■ Goal
Look for the line containing "Recreate this image" and the line containing "import React from" in the entries below. Copy those two and all lines between them exactly, leaving out pictures.

■ Exercise material
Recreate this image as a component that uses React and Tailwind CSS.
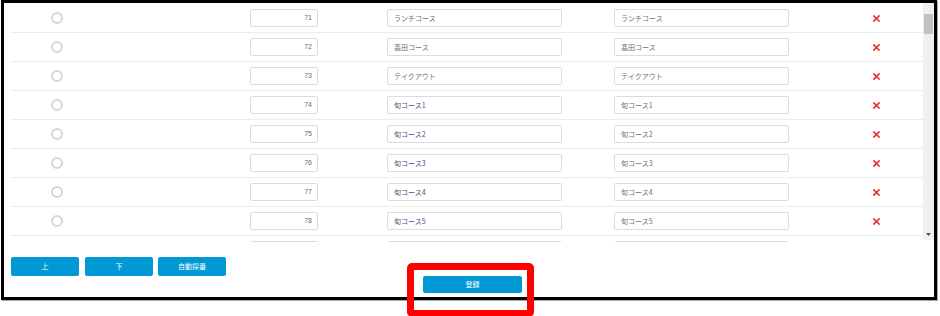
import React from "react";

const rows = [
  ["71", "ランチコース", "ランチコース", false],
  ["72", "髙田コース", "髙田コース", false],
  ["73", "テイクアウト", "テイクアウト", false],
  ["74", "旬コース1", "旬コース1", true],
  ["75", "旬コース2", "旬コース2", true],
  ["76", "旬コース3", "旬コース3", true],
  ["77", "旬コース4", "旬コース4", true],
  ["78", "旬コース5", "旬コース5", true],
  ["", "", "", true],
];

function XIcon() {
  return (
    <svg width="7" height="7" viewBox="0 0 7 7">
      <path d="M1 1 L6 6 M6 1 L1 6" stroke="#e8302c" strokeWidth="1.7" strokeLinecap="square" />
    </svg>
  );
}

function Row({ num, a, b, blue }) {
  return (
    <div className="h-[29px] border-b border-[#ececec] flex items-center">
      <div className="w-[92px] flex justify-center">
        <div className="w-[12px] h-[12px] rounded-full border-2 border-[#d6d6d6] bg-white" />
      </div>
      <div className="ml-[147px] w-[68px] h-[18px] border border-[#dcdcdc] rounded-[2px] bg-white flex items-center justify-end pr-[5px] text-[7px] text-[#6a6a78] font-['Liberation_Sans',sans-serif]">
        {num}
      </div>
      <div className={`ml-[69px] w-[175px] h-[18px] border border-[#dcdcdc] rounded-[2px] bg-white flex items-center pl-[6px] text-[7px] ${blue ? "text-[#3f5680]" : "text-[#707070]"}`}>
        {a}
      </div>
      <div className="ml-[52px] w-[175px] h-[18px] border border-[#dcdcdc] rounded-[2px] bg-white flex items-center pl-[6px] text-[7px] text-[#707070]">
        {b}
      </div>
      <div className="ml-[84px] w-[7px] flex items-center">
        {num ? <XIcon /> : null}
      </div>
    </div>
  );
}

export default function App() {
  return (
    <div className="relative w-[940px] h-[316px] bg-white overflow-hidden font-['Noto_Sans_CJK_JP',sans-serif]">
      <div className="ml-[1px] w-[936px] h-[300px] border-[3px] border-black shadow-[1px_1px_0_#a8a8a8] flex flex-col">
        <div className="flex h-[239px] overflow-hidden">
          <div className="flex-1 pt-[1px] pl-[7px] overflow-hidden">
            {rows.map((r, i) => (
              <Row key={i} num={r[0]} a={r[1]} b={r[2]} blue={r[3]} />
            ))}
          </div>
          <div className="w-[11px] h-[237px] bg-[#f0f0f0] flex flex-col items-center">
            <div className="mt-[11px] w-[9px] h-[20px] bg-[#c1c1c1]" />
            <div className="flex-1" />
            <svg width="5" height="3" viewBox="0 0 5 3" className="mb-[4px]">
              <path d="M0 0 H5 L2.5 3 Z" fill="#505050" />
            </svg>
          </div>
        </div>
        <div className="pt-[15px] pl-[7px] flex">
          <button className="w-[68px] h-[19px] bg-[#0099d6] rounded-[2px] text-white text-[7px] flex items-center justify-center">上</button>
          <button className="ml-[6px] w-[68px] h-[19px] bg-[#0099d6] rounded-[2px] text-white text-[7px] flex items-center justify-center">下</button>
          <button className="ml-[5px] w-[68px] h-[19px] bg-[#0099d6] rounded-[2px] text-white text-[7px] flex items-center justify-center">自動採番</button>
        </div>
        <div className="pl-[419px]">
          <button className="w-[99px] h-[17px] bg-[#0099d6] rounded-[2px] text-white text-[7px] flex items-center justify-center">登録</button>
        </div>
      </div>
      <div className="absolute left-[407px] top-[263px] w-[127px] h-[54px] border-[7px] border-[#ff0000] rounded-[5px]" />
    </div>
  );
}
* * *
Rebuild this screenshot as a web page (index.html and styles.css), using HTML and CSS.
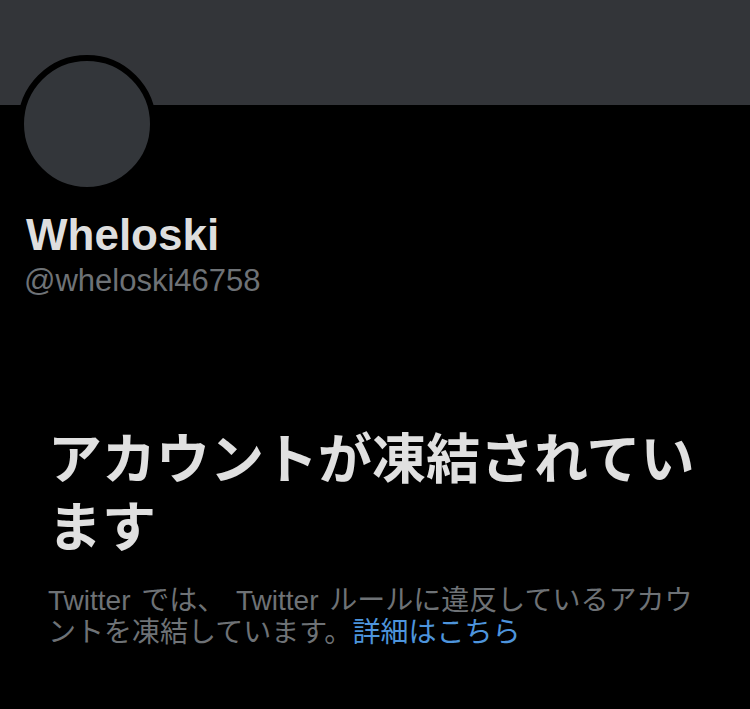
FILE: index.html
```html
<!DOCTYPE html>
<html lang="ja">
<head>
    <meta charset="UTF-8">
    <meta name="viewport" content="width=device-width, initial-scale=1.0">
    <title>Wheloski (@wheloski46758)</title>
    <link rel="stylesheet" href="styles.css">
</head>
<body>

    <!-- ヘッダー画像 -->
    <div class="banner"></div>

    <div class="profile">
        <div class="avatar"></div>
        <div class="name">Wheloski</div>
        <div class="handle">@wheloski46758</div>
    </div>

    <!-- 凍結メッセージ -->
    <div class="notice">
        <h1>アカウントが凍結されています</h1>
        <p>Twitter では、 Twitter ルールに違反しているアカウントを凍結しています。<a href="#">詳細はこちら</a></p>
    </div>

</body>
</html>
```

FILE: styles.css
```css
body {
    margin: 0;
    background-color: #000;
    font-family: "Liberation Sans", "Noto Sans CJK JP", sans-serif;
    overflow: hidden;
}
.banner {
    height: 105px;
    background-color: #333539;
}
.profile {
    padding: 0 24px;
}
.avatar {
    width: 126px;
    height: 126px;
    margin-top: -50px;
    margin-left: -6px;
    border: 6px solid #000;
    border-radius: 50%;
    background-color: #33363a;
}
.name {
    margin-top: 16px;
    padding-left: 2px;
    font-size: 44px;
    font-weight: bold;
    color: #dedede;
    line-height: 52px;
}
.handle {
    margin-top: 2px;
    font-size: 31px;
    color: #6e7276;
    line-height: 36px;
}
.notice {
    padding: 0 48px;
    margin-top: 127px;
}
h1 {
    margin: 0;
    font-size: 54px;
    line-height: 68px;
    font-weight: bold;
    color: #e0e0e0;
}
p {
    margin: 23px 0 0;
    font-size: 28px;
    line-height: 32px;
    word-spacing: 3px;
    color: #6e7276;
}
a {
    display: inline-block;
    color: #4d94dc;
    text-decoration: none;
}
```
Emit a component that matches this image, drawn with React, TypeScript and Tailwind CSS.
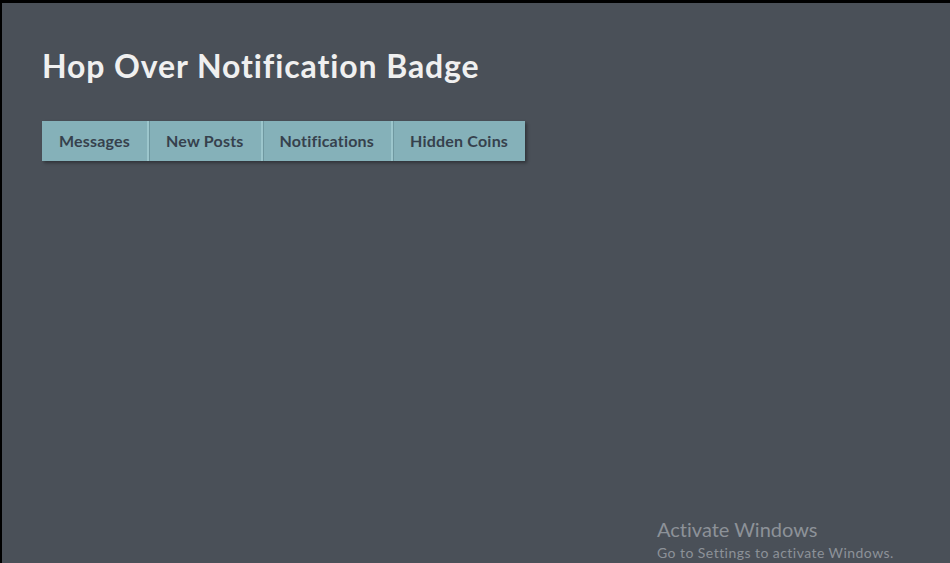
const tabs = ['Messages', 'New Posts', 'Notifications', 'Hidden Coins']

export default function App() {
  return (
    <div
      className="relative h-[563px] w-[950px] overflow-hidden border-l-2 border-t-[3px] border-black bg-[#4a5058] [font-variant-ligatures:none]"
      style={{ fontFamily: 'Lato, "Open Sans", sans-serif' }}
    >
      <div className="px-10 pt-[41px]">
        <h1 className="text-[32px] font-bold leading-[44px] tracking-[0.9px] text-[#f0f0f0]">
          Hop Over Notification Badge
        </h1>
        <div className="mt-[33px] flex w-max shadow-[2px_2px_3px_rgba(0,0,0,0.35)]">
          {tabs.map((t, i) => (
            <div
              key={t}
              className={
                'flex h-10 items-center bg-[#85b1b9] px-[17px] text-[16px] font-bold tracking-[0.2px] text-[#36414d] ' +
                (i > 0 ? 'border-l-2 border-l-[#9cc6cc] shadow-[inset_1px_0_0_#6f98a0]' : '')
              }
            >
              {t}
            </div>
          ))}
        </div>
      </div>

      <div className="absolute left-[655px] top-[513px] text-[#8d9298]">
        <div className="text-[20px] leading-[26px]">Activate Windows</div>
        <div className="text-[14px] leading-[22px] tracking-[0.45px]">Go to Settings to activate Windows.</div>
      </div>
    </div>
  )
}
--
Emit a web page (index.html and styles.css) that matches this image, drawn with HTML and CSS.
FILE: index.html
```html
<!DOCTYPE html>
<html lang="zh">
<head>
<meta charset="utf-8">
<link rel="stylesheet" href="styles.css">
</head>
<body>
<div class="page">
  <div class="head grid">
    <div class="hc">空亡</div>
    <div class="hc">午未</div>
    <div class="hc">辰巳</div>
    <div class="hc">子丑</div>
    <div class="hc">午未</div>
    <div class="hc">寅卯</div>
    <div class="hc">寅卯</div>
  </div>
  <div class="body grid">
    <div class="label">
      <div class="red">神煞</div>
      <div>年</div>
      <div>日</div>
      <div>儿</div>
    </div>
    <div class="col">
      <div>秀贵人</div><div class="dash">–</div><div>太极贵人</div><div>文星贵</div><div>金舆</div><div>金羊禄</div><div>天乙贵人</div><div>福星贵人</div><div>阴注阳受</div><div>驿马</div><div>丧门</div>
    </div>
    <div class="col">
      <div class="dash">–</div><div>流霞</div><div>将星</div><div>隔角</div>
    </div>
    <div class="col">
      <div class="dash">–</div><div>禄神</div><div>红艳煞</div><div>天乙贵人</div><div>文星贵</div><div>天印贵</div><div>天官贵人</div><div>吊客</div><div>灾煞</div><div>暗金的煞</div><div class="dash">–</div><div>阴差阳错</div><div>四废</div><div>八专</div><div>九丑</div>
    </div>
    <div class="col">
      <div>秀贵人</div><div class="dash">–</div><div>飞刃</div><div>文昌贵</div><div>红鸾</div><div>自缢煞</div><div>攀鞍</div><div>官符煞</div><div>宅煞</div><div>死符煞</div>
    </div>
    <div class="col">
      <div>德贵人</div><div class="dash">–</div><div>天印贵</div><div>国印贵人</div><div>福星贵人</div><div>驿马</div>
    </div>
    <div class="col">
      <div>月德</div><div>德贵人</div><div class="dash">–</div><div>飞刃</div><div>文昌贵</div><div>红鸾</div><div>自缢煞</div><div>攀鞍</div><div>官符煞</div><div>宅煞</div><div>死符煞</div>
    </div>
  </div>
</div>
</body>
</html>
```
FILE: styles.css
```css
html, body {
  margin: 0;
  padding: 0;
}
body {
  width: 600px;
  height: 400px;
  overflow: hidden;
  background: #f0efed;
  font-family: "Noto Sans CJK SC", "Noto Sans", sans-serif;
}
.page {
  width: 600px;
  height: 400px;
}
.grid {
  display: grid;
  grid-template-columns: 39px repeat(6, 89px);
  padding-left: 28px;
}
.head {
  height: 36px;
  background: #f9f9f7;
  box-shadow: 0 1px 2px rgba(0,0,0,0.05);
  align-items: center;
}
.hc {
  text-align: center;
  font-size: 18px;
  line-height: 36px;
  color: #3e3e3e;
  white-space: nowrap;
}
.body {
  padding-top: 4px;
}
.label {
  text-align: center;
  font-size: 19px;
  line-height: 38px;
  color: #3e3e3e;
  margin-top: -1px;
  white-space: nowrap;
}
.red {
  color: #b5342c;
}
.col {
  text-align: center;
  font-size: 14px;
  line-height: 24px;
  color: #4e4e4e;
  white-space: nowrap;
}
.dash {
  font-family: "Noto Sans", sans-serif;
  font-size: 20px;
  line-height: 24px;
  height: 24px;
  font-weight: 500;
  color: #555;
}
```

■ Task result
Recreate this image as a component that uses React and Tailwind CSS.
import React from "react";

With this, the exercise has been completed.